Writers@Grinnell: Mark Montgomery & Irene (Tinker) Powell
4:15 p.m., Thursday, February 8, 2018
Mark Montgomery, professor of economics and Donald Wilson Professor of Enterprise andLeadership along with Irene (Tinker) Powell, professor of economics, will read from their newly published book, Saving International Adoption: An Argument From Economics and Personal Experience, as part of the Writers@Grinnell series at Grinnell College. The event, which is free and open to the public, will start at 4:15 p.m. Thursday, February 8, in Faulconer Gallery, Bucksbaum Center for the Arts.

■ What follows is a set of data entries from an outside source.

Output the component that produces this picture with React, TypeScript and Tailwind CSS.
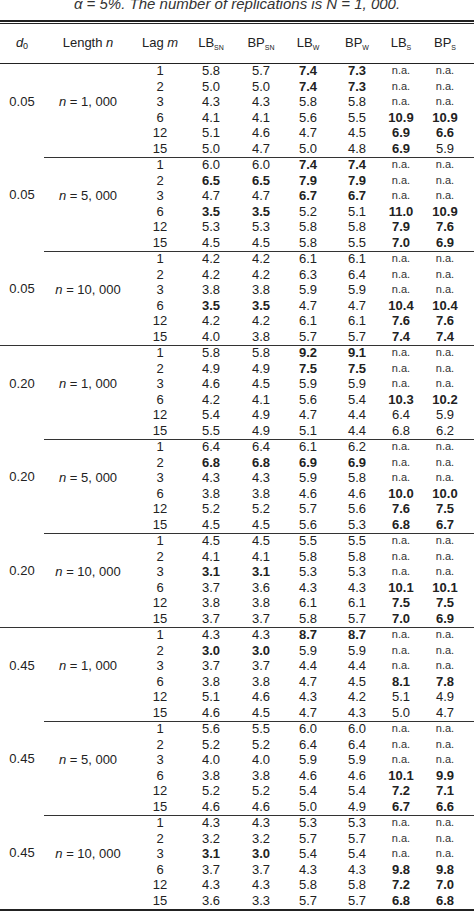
type Block = { n: string; rows: string[][] };
type Group = { d: string; blocks: Block[] };

// "*" prefix = bold
const GROUPS: Group[] = [
  {
    d: '0.05',
    blocks: [
      {
        n: '1, 000',
        rows: [
          ['1', '5.8', '5.7', '*7.4', '*7.3', 'n.a.', 'n.a.'],
          ['2', '5.0', '5.0', '*7.4', '*7.3', 'n.a.', 'n.a.'],
          ['3', '4.3', '4.3', '5.8', '5.8', 'n.a.', 'n.a.'],
          ['6', '4.1', '4.1', '5.6', '5.5', '*10.9', '*10.9'],
          ['12', '5.1', '4.6', '4.7', '4.5', '*6.9', '*6.6'],
          ['15', '5.0', '4.7', '5.0', '4.8', '*6.9', '5.9'],
        ],
      },
      {
        n: '5, 000',
        rows: [
          ['1', '6.0', '6.0', '*7.4', '*7.4', 'n.a.', 'n.a.'],
          ['2', '*6.5', '*6.5', '*7.9', '*7.9', 'n.a.', 'n.a.'],
          ['3', '4.7', '4.7', '*6.7', '*6.7', 'n.a.', 'n.a.'],
          ['6', '*3.5', '*3.5', '5.2', '5.1', '*11.0', '*10.9'],
          ['12', '5.3', '5.3', '5.8', '5.8', '*7.9', '*7.6'],
          ['15', '4.5', '4.5', '5.8', '5.5', '*7.0', '*6.9'],
        ],
      },
      {
        n: '10, 000',
        rows: [
          ['1', '4.2', '4.2', '6.1', '6.1', 'n.a.', 'n.a.'],
          ['2', '4.2', '4.2', '6.3', '6.4', 'n.a.', 'n.a.'],
          ['3', '3.8', '3.8', '5.9', '5.9', 'n.a.', 'n.a.'],
          ['6', '*3.5', '*3.5', '4.7', '4.7', '*10.4', '*10.4'],
          ['12', '4.2', '4.2', '6.1', '6.1', '*7.6', '*7.6'],
          ['15', '4.0', '3.8', '5.7', '5.7', '*7.4', '*7.4'],
        ],
      },
    ],
  },
  {
    d: '0.20',
    blocks: [
      {
        n: '1, 000',
        rows: [
          ['1', '5.8', '5.8', '*9.2', '*9.1', 'n.a.', 'n.a.'],
          ['2', '4.9', '4.9', '*7.5', '*7.5', 'n.a.', 'n.a.'],
          ['3', '4.6', '4.5', '5.9', '5.9', 'n.a.', 'n.a.'],
          ['6', '4.2', '4.1', '5.6', '5.4', '*10.3', '*10.2'],
          ['12', '5.4', '4.9', '4.7', '4.4', '6.4', '5.9'],
          ['15', '5.5', '4.9', '5.1', '4.4', '6.8', '6.2'],
        ],
      },
      {
        n: '5, 000',
        rows: [
          ['1', '6.4', '6.4', '6.1', '6.2', 'n.a.', 'n.a.'],
          ['2', '*6.8', '*6.8', '*6.9', '*6.9', 'n.a.', 'n.a.'],
          ['3', '4.3', '4.3', '5.9', '5.8', 'n.a.', 'n.a.'],
          ['6', '3.8', '3.8', '4.6', '4.6', '*10.0', '*10.0'],
          ['12', '5.2', '5.2', '5.7', '5.6', '*7.6', '*7.5'],
          ['15', '4.5', '4.5', '5.6', '5.3', '*6.8', '*6.7'],
        ],
      },
      {
        n: '10, 000',
        rows: [
          ['1', '4.5', '4.5', '5.5', '5.5', 'n.a.', 'n.a.'],
          ['2', '4.1', '4.1', '5.8', '5.8', 'n.a.', 'n.a.'],
          ['3', '*3.1', '*3.1', '5.3', '5.3', 'n.a.', 'n.a.'],
          ['6', '3.7', '3.6', '4.3', '4.3', '*10.1', '*10.1'],
          ['12', '3.8', '3.8', '6.1', '6.1', '*7.5', '*7.5'],
          ['15', '3.7', '3.7', '5.8', '5.7', '*7.0', '*6.9'],
        ],
      },
    ],
  },
  {
    d: '0.45',
    blocks: [
      {
        n: '1, 000',
        rows: [
          ['1', '4.3', '4.3', '*8.7', '*8.7', 'n.a.', 'n.a.'],
          ['2', '*3.0', '*3.0', '5.9', '5.9', 'n.a.', 'n.a.'],
          ['3', '3.7', '3.7', '4.4', '4.4', 'n.a.', 'n.a.'],
          ['6', '3.8', '3.8', '4.7', '4.5', '*8.1', '*7.8'],
          ['12', '5.1', '4.6', '4.3', '4.2', '5.1', '4.9'],
          ['15', '4.6', '4.5', '4.7', '4.3', '5.0', '4.7'],
        ],
      },
      {
        n: '5, 000',
        rows: [
          ['1', '5.6', '5.5', '6.0', '6.0', 'n.a.', 'n.a.'],
          ['2', '5.2', '5.2', '6.4', '6.4', 'n.a.', 'n.a.'],
          ['3', '4.0', '4.0', '5.9', '5.9', 'n.a.', 'n.a.'],
          ['6', '3.8', '3.8', '4.6', '4.6', '*10.1', '*9.9'],
          ['12', '5.2', '5.2', '5.4', '5.4', '*7.2', '*7.1'],
          ['15', '4.6', '4.6', '5.0', '4.9', '*6.7', '*6.6'],
        ],
      },
      {
        n: '10, 000',
        rows: [
          ['1', '4.3', '4.3', '5.3', '5.3', 'n.a.', 'n.a.'],
          ['2', '3.2', '3.2', '5.7', '5.7', 'n.a.', 'n.a.'],
          ['3', '*3.1', '*3.0', '5.4', '5.4', 'n.a.', 'n.a.'],
          ['6', '3.7', '3.7', '4.3', '4.3', '*9.8', '*9.8'],
          ['12', '4.3', '4.3', '5.8', '5.8', '*7.2', '*7.0'],
          ['15', '3.6', '3.3', '5.7', '5.7', '*6.8', '*6.8'],
        ],
      },
    ],
  },
];

const ROW_COLS = 'grid grid-cols-[56px_46px_54px_40px_58px_30px_58px]';

function Value({ v }: { v: string }) {
  const bold = v.startsWith('*');
  const text = bold ? v.slice(1) : v;
  if (text === 'n.a.') {
    return <span className="text-[11px] text-[#333]">n.a.</span>;
  }
  return <span className={bold ? 'font-bold' : ''}>{text}</span>;
}

function Head({ base, sub }: { base: string; sub: string }) {
  return (
    <span>
      {base}
      <span className="relative top-[3px] text-[7px] uppercase">{sub}</span>
    </span>
  );
}

export default function App() {
  return (
    <div className="w-[474px] overflow-hidden bg-white text-[13px] text-[#222] [font-family:'Liberation_Sans',Arial,sans-serif]">
      <div className="h-[20px] overflow-hidden">
        <p className="-mt-[4px] text-center text-[15px] italic leading-[16px] text-[#333]">
          α = 5%. The number of replications is N = 1, 000.
        </p>
      </div>

      <div className="h-[1.5px] bg-[#222]" />
      <div className="h-[1.5px]" />
      <div className="h-px bg-[#222]" />

      <div className="grid h-[38.5px] grid-cols-[44px_88px_56px_46px_54px_40px_58px_30px_58px] items-center pb-[1px] text-center">
        <span>
          <i>d</i>
          <span className="relative top-[2px] text-[9px]">0</span>
        </span>
        <span>
          Length <i>n</i>
        </span>
        <span>
          Lag <i>m</i>
        </span>
        <Head base="LB" sub="sn" />
        <Head base="BP" sub="sn" />
        <Head base="LB" sub="w" />
        <Head base="BP" sub="w" />
        <Head base="LB" sub="s" />
        <Head base="BP" sub="s" />
      </div>
      <div className="h-[1.5px] bg-[#222]" />

      {GROUPS.map((g, gi) => (
        <div key={g.d + gi} className={gi > 0 ? 'border-t-[1.5px] border-[#333]' : ''}>
          {g.blocks.map((b, bi) => (
            <div key={b.n} className="flex">
              <div className="w-[44px] shrink-0 pt-[31px] text-center leading-[13px]">{g.d}</div>
              <div className={`flex flex-1 ${bi > 0 ? 'border-t border-[#333]' : ''}`}>
                <div className="w-[88px] shrink-0 pt-[31px] text-center leading-[13px]">
                  <i>n</i> = {b.n}
                </div>
                <div className="flex flex-1 flex-col">
                  {b.rows.map((r, ri) => (
                    <div key={ri} className={`${ROW_COLS} h-[15.5px] text-center leading-[13px]`}>
                      {r.map((v, vi) => (
                        <Value key={vi} v={v} />
                      ))}
                    </div>
                  ))}
                </div>
              </div>
            </div>
          ))}
        </div>
      ))}

      <div className="h-[1.5px] bg-[#222]" />
      <div className="h-[1.5px]" />
      <div className="h-[1.5px] bg-[#222]" />
    </div>
  );
}
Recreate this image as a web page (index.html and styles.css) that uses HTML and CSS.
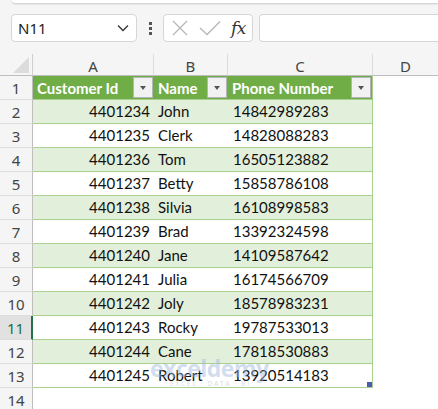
FILE: index.html
```html
<!DOCTYPE html>
<html>
<head>
<meta charset="utf-8">
<link rel="stylesheet" href="styles.css">
</head>
<body>
<div class="topbar"></div>
<div class="fbar">
  <div class="namebox"><span>N11</span>
    <svg class="chev" width="12" height="8" viewBox="0 0 12 8"><path d="M1 1.5 L6 6.5 L11 1.5" fill="none" stroke="#333" stroke-width="1.3"/></svg>
  </div>
  <div class="dots"><i></i><i></i><i></i></div>
  <div class="fxbox">
    <svg width="18" height="18" viewBox="0 0 18 18"><path d="M2 2 L16 16 M16 2 L2 16" stroke="#b8b8b8" stroke-width="1.4" fill="none"/></svg>
    <svg width="22" height="16" viewBox="0 0 22 16"><path d="M1 8 L8 14.5 L21 1.5" stroke="#b8b8b8" stroke-width="1.4" fill="none"/></svg>
    <span class="fx">fx</span>
  </div>
  <div class="finput"></div>
</div>
<div class="sheet">
  <div class="corner"><svg width="16" height="16" viewBox="0 0 16 16"><path d="M16 0 L16 16 L0 16 Z" fill="#dcdcdc"/></svg></div>
  <div class="ch">A</div><div class="ch">B</div><div class="ch">C</div><div class="ch last">D</div>

  <div class="rh">1</div>
  <div class="th">Customer Id<span class="flt"></span></div>
  <div class="th">Name<span class="flt"></span></div>
  <div class="th tr">Phone Number<span class="flt"></span></div>
  <div class="e"></div>

  <div class="rh">2</div><div class="td num band">4401234</div><div class="td band">John</div><div class="td band tr">14842989283</div><div class="e"></div>
  <div class="rh">3</div><div class="td num">4401235</div><div class="td">Clerk</div><div class="td tr">14828088283</div><div class="e"></div>
  <div class="rh">4</div><div class="td num band">4401236</div><div class="td band">Tom</div><div class="td band tr">16505123882</div><div class="e"></div>
  <div class="rh">5</div><div class="td num">4401237</div><div class="td">Betty</div><div class="td tr">15858786108</div><div class="e"></div>
  <div class="rh">6</div><div class="td num band">4401238</div><div class="td band">Silvia</div><div class="td band tr">16108998583</div><div class="e"></div>
  <div class="rh">7</div><div class="td num">4401239</div><div class="td">Brad</div><div class="td tr">13392324598</div><div class="e"></div>
  <div class="rh">8</div><div class="td num band">4401240</div><div class="td band">Jane</div><div class="td band tr">14109587642</div><div class="e"></div>
  <div class="rh">9</div><div class="td num">4401241</div><div class="td">Julia</div><div class="td tr">16174566709</div><div class="e"></div>
  <div class="rh">10</div><div class="td num band">4401242</div><div class="td band">Joly</div><div class="td band tr">18578983231</div><div class="e"></div>
  <div class="rh sel">11</div><div class="td num">4401243</div><div class="td">Rocky</div><div class="td tr">19787533013</div><div class="e"></div>
  <div class="rh">12</div><div class="td num band">4401244</div><div class="td band">Cane</div><div class="td band tr">17818530883</div><div class="e"></div>
  <div class="rh">13</div><div class="td num lastrow">4401245</div><div class="td lastrow">Robert</div><div class="td tr lastrow">13920514183<span class="handle"></span></div><div class="e"></div>
  <div class="rh">14</div><div class="e"></div><div class="e"></div><div class="e"></div><div class="e"></div>

  <div class="wm"><span class="wm1">exceldemy</span><span class="wm2">EXCEL · DATA · BI</span></div>
</div>
</body>
</html>
```

FILE: styles.css
```css
html, body {
  margin: 0;
  padding: 0;
  background: #f5f5f5;
  width: 438px;
  height: 409px;
  overflow: hidden;
}
.topbar {
  height: 3px;
  background: #fff;
  box-shadow: 0 1px 2px rgba(0,0,0,0.18);
  margin: 0 0 0 12px;
  border-bottom-left-radius: 6px;
}
.fbar {
  display: flex;
  align-items: center;
  height: 28px;
  margin-top: 11px;
  padding-left: 11px;
}
.namebox, .fxbox, .finput {
  height: 26px;
  background: #fff;
  border: 1px solid #d6d6d6;
  border-radius: 4px;
  box-sizing: content-box;
}
.namebox {
  display: flex;
  align-items: center;
  justify-content: space-between;
  padding: 0 7px 0 0;
  width: 117px;
  font-family: "Noto Sans", sans-serif;
  font-size: 15px;
  color: #222;
}
.namebox span { padding-left: 6px; }
.dots {
  width: 26px;
  display: flex;
  flex-direction: column;
  align-items: center;
  gap: 2px;
}
.dots i {
  width: 3px;
  height: 3px;
  background: #555;
  display: block;
}
.fxbox {
  width: 88px;
  display: flex;
  align-items: center;
}
.fxbox svg:first-child { margin-left: 7px; }
.fxbox svg:nth-child(2) { margin-left: 10px; }
.fx {
  font-family: "DejaVu Serif", "Liberation Serif", serif;
  font-style: italic;
  font-size: 17px;
  color: #333;
  margin-left: 10px;
  letter-spacing: -0.5px;
}
.finput {
  flex: 1;
  margin-left: 6px;
  border-right: none;
  border-radius: 4px 0 0 4px;
}
.sheet {
  position: relative;
  margin-top: 12px;
  display: grid;
  grid-template-columns: 33px 121px 74px 145px 65px;
  grid-template-rows: 22px repeat(14, 24px);
  background: #fff;
}
.corner {
  background: #f5f5f5;
  border-right: 1px solid #cfcfcf;
  border-bottom: 1px solid #bdbdbd;
  box-sizing: border-box;
  display: flex;
  align-items: flex-end;
  justify-content: flex-end;
  padding: 0 3px 2px 0;
}
.ch {
  background: #f5f5f5;
  border-right: 1px solid #dcdcdc;
  border-bottom: 1px solid #bdbdbd;
  box-sizing: border-box;
  font-family: "Noto Sans", sans-serif;
  font-size: 15px;
  color: #444;
  text-align: center;
  line-height: 24px;
}
.ch.last { border-right: none; }
.rh {
  background: #f5f5f5;
  border-right: 1px solid #bdbdbd;
  border-bottom: 1px solid #dedede;
  box-sizing: border-box;
  font-family: "Noto Sans", sans-serif;
  font-size: 15px;
  color: #444;
  text-align: center;
  line-height: 24px;
}
.rh.sel {
  background: #e1e1e1;
  color: #1e6e45;
  border-right: 2px solid #217346;
}
.th {
  background: #70ad47;
  color: #fff;
  font-family: Lato, "Liberation Sans", sans-serif;
  font-weight: bold;
  font-size: 15px;
  display: flex;
  align-items: center;
  justify-content: space-between;
  padding: 0 1px 0 4px;
  border-bottom: 1px solid #a9d08e;
  box-sizing: border-box;
}
.th.tr { border-right: 1px solid #a9d08e; }
.flt {
  width: 18px;
  height: 19px;
  background: #f2f2f2;
  border: 1px solid #b5b5b5;
  position: relative;
  box-sizing: content-box;
}
.flt::after {
  content: "";
  position: absolute;
  left: 6px;
  top: 8px;
  border-left: 3.5px solid transparent;
  border-right: 3.5px solid transparent;
  border-top: 4px solid #555;
}
.td {
  font-family: Lato, "Liberation Sans", sans-serif;
  font-size: 15px;
  color: #111;
  line-height: 23px;
  padding: 0 4px;
  border-bottom: 1px solid #a9d08e;
  box-sizing: border-box;
  position: relative;
  white-space: nowrap;
}
.td.tr { border-right: 1px solid #a9d08e; padding-left: 5px; }
.td.num { text-align: right; }
.td.band { background: #e2efda; }
.e { background: #fff; }
.handle {
  position: absolute;
  right: 0;
  bottom: 0;
  width: 5px;
  height: 5px;
  background: #4a5bb0;
}
.wm {
  position: absolute;
  left: 150px;
  top: 302px;
  display: flex;
  flex-direction: column;
  align-items: flex-start;
  pointer-events: none;
  opacity: 0.45;
}
.wm1 {
  font-family: "Open Sans", sans-serif;
  font-weight: bold;
  font-size: 23px;
  color: #9db4e0;
  line-height: 24px;
  letter-spacing: -0.5px;
}
.wm2 {
  font-family: "Open Sans", sans-serif;
  font-size: 7px;
  color: #b0b0b0;
  letter-spacing: 1.5px;
  margin-left: 20px;
  line-height: 8px;
}
```
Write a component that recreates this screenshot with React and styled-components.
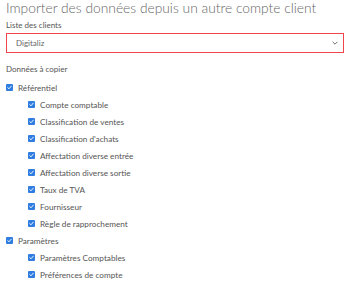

International adoption is in a state of virtual collapse, rates having fallen by more than halfsince 2004 and continuing to fall. Yet around the world millions of orphaned and vulnerable children need permanent homes, and thousands of American and European families are eager to take them in. Many government officials, international bureaucrats, and social commentators claim these adoptions are not “in the best interests” of the child. They claim that adoption deprives children of their “birth culture,” threatens their racial identities, and even encourages widespread child trafficking. Celebrity adopters are publicly excoriated for stealing children from their birth families.
This book argues that opposition to adoption ostensibly based on the wellbeing of the child is often a smokescreen for protecting national pride. Concerns about the harm done by transracial adoption are largely inconsistent with empirical evidence. As for trafficking, opponents of international adoption want to shut it down because it is too much like a market for children. But this book offers a radical challenge to this view — that is, what if instead of trying to suppress market forces in international adoption, we embraced them so they could be properly regulated? What if the international system functioned more like open adoption in the United States, where birth and adoptive parents can meet and privately negotiate the exchange of parental rights? This arrangement, the authors argue, could eliminate the abuses that currently haunt international adoption.